2mg wrote: ↑31 Mar 2020, 15:49
It feels like I'm trying to color the image from "inside", rather than from "outside", and with outside (the LCD) already being a non-calibrated point itself.
If it helps, on some LCDs the inside/outside has the same quality considerations.
Easiest fix: Put your LCD in its uncalibrated-widest-gamut and let an automated colorimeter calibration generate a custom ICC file just for your display.
Note: What you could do is put your LCD in its full-gamut uncalibrated sate (RGB gains 100, contrast/brightness/gamma at panel native, color temp at backlight native, etc) and transfer the calibration responsibility completely over to ICC. Except for backlight-only adjustments (like backlight brightness), you can still continue to adjust that.
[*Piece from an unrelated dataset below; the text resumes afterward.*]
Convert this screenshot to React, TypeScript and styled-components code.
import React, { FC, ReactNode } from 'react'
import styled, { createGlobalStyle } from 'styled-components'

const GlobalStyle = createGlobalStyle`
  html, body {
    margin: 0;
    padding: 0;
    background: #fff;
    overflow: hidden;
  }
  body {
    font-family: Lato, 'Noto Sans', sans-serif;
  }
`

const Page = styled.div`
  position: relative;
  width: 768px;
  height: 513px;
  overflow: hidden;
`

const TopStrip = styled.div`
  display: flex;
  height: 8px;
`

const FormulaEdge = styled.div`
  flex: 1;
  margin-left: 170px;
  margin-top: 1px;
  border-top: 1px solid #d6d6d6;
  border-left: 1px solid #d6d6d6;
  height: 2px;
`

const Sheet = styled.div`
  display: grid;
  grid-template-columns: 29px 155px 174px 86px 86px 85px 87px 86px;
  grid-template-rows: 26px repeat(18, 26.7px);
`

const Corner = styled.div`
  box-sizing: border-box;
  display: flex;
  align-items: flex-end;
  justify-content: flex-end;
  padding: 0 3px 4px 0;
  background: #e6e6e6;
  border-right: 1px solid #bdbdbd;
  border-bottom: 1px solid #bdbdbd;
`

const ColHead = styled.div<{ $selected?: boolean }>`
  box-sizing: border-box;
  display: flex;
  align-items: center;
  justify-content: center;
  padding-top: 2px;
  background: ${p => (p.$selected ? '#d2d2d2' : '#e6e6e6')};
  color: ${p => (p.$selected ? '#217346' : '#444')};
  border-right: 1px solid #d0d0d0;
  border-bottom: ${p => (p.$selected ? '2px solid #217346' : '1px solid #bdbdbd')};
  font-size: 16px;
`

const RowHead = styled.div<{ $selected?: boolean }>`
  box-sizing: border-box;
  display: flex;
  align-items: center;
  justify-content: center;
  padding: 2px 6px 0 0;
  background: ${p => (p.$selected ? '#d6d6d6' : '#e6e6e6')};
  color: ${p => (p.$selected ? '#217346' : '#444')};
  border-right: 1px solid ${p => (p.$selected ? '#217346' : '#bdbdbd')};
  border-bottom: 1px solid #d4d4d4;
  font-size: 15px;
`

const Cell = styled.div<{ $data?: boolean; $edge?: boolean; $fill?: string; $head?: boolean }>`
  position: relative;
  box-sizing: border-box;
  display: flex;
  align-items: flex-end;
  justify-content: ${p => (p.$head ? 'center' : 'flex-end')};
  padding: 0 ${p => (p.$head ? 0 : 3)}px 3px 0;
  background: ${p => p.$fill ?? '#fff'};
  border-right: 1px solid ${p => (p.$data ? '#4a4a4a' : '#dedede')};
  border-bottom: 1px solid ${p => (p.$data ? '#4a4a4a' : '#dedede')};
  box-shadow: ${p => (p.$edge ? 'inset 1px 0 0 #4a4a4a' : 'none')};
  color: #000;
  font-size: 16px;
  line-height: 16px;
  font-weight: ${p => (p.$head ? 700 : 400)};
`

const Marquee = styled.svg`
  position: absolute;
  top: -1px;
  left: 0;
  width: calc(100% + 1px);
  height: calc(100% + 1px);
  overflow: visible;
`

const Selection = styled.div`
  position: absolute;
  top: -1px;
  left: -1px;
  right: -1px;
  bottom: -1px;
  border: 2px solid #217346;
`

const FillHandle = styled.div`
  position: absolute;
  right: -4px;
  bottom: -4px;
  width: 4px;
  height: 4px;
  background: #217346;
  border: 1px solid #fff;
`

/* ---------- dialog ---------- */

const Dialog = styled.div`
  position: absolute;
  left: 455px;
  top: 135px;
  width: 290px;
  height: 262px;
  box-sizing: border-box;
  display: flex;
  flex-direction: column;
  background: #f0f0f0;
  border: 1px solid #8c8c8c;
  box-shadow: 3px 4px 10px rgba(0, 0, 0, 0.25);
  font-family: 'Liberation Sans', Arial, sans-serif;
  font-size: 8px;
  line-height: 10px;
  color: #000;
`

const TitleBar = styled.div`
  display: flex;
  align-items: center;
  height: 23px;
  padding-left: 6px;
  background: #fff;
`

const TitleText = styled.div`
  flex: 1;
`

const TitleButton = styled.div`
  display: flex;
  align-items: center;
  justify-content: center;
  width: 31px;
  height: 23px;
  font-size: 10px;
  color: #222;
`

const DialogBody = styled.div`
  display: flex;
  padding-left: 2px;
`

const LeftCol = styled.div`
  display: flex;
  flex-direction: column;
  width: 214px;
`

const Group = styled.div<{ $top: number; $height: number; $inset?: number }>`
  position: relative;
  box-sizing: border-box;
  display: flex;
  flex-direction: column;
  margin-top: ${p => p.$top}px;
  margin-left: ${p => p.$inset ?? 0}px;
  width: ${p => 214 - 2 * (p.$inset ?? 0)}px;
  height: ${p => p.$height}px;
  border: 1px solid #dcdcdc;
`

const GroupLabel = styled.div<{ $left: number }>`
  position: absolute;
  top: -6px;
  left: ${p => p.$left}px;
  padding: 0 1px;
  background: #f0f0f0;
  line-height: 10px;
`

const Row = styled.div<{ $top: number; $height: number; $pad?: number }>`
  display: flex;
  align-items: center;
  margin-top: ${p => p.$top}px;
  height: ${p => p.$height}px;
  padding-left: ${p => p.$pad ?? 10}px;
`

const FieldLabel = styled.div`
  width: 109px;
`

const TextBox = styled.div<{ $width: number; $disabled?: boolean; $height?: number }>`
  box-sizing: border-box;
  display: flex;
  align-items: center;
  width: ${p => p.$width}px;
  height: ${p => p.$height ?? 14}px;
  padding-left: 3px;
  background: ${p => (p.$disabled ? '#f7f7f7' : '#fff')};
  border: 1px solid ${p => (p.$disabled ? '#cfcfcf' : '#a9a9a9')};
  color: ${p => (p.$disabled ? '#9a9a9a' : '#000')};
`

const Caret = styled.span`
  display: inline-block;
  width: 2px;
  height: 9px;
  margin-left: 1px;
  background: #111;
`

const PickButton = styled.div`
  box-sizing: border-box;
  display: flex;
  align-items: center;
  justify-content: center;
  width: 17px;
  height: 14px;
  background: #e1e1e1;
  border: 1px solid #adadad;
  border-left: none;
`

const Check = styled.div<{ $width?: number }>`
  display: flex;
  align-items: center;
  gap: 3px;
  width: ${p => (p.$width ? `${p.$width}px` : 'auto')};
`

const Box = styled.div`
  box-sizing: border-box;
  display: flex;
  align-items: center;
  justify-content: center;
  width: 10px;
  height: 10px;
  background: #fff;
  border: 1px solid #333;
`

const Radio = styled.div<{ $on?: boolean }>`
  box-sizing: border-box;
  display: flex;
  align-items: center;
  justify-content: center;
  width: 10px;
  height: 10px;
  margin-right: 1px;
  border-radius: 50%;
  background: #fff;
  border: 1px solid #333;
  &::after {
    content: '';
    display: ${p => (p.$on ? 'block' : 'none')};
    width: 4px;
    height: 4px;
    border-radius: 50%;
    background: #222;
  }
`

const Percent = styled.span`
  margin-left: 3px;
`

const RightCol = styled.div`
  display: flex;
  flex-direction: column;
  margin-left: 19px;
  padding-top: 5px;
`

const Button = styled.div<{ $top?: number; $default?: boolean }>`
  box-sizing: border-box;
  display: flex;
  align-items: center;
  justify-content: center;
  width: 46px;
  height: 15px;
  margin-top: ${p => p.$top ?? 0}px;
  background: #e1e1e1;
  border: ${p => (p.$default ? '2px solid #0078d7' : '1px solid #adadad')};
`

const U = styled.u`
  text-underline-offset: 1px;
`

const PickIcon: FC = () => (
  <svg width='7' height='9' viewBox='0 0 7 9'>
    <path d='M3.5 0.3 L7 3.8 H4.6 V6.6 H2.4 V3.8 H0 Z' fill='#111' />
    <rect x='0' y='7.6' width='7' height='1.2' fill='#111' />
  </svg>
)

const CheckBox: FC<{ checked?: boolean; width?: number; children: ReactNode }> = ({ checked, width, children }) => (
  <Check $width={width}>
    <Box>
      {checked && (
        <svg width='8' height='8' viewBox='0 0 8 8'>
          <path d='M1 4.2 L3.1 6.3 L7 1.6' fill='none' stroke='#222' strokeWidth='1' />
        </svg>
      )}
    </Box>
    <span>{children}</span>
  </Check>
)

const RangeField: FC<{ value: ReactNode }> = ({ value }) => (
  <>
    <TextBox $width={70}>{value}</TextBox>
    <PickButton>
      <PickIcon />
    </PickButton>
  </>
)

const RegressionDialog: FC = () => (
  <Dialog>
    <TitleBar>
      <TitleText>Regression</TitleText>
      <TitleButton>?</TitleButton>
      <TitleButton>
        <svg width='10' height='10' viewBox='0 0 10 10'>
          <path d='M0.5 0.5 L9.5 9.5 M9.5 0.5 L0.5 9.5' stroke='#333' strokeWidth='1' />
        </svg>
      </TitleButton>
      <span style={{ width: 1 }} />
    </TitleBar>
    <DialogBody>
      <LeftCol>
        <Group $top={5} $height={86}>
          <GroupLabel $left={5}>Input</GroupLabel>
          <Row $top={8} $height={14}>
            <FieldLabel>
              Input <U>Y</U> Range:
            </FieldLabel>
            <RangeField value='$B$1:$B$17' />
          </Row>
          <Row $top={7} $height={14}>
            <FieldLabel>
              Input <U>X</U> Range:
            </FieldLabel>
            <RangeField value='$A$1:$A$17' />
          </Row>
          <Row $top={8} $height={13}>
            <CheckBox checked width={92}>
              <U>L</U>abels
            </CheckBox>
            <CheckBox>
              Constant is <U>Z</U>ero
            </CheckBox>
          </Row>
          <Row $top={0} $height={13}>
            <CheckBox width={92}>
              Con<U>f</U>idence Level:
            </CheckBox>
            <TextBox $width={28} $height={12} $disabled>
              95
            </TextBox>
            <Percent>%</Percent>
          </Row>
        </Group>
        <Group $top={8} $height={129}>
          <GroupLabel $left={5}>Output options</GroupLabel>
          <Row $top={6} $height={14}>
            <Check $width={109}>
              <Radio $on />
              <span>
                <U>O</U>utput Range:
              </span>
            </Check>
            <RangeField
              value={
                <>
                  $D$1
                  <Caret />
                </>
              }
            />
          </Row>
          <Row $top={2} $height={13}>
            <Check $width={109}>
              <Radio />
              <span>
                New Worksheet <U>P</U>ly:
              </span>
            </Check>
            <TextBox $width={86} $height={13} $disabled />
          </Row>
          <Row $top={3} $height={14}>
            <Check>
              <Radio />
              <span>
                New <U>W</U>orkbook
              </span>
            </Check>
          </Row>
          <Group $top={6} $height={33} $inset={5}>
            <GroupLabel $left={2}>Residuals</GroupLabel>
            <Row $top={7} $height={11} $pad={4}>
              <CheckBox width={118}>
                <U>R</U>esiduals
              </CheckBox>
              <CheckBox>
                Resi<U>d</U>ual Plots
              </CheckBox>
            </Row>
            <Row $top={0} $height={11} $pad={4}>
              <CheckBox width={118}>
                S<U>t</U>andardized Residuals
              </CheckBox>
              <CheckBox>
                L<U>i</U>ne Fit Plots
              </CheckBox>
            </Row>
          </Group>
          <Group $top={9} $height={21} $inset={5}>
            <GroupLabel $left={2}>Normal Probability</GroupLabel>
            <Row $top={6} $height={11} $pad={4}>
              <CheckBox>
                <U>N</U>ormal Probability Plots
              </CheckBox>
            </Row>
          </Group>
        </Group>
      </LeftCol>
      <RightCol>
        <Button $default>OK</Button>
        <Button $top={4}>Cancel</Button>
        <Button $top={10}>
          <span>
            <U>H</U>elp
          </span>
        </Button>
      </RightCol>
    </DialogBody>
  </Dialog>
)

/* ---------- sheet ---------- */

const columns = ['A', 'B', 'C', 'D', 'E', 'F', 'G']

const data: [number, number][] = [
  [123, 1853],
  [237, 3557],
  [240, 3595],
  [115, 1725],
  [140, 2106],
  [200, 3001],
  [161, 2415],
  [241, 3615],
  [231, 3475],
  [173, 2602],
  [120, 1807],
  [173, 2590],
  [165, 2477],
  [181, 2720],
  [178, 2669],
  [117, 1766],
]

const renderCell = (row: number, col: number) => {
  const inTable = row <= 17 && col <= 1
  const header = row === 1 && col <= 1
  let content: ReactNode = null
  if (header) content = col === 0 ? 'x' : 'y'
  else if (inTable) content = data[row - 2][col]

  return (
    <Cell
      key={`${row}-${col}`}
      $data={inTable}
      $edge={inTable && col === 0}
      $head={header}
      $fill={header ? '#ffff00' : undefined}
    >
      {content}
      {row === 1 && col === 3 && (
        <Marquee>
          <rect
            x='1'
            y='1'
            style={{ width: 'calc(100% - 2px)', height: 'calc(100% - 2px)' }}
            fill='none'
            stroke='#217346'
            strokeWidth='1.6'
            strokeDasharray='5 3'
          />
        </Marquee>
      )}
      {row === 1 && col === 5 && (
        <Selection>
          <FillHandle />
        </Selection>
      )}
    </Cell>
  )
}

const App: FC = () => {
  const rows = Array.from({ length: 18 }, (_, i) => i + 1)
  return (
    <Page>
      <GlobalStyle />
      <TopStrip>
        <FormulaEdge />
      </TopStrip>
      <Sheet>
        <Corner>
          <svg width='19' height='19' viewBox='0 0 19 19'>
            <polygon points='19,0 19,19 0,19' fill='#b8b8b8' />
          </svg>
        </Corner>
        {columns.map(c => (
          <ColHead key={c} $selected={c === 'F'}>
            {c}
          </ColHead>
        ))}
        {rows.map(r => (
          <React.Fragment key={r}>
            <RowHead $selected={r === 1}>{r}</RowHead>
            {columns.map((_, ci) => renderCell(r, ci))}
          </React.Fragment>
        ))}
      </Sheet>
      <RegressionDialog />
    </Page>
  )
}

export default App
In this situation, the banding differences of an inside calibration vs outside calibration can become identical, because it's simply remapping an uncalibrated panel only once to its final gamut. You just don't want to remap the colors twice (display-side and computer-side). In some situations like this one, that you are encountering, you want to either adjust only display-side, or only computer-side -- then the quality considerations can actually become identical if the color depth is preserved.
Mathematically, picture adjustments are essentially a color-by-numbers game (inside the panel firmware or in computer software). For the 8-bit-per-channel color space or 10-bit-per-channel color space (8-bit per channel means 256 shades each for Red, for Green, and for Blue, for a grand total of 256x256x256 = 16,777,216 colors = 24-bit color).
The ICC method is ultimate because you can completely remap the colors in ways far beyond what Control Panel / NVIDIA Control Panel / AMD Catalyst Control Center can do. For the cheapest colorimeter, you may want to buy an open-source ColorHug and its free software, and it will generate a custom ICC file just for your specific screen.
For most, one don't necessarily need to know how it works. You plug in the colorimeter, run the colorimeter software, click a button for the apporopriate automatic color calibration in an easy wizard, and then you've got a resulting ICC file for your preference. Picture looks much better. If too dark or too high / low gamma, you reconfigure your preferences for the automatic preferences and re-run the calibration, to get your preferred picture, whether it be 120-nit print ready, or "brightest good gamma 2.2 color calibration", etc.
Bear in mind -- Some colorimeters software may calibrate the display hardware (via DDC commands), while other settings may calibrate by generating an ICC file (for Windows). If your software contains both options, then both options can be tried to see which produces better results.
A colorimeter is typically a one-time purchase and then works with all your displays, laptops, etc, including future upgrades.
There's the option of just purchasing a new display. But many 10-year-old 1080p LCDs still have stellar color and image quality, often just needs to be calibrated. A few high quality displays will easily last 20 to 30 years because they are very good panels, if you're lucky to have a very good panel.
<Technical>
Each of the 16,777,216 colors can individually be remapped to any other of the 16,777,216 colors of an 8-bit color depth (2^8 x 2^8 x 2^8) = (256 x 256 x 256) = 16,777,216. Internal display panel adjustments already do this for an 8-bit panel, Contrast/Brightness/Gamma are simply mathematical/algebraic remapping of color-by-numbers, so you're just transferring the responsibility to the computer side. And the software that comes with the colorimeter, does this job automatically.
You may get degradation if you have a 10-bit panel but your video cable connection is limited to 8-bit (see NVIDIA Control Panel to find out your color depth on the cable). But you should be OK with an 8-bit panel and an 8-bit on video cable. Or 10-bit panel or 10-bit on video cable. Then in that case, it can be made to not matter (banding-wise) for panel-side calibration or computer-side calibration. You just don't want to remap the colors multiple times or go through conversion steps (like 10bit->8bit->10bit) to generate rounding errors = amplify banding artifacts.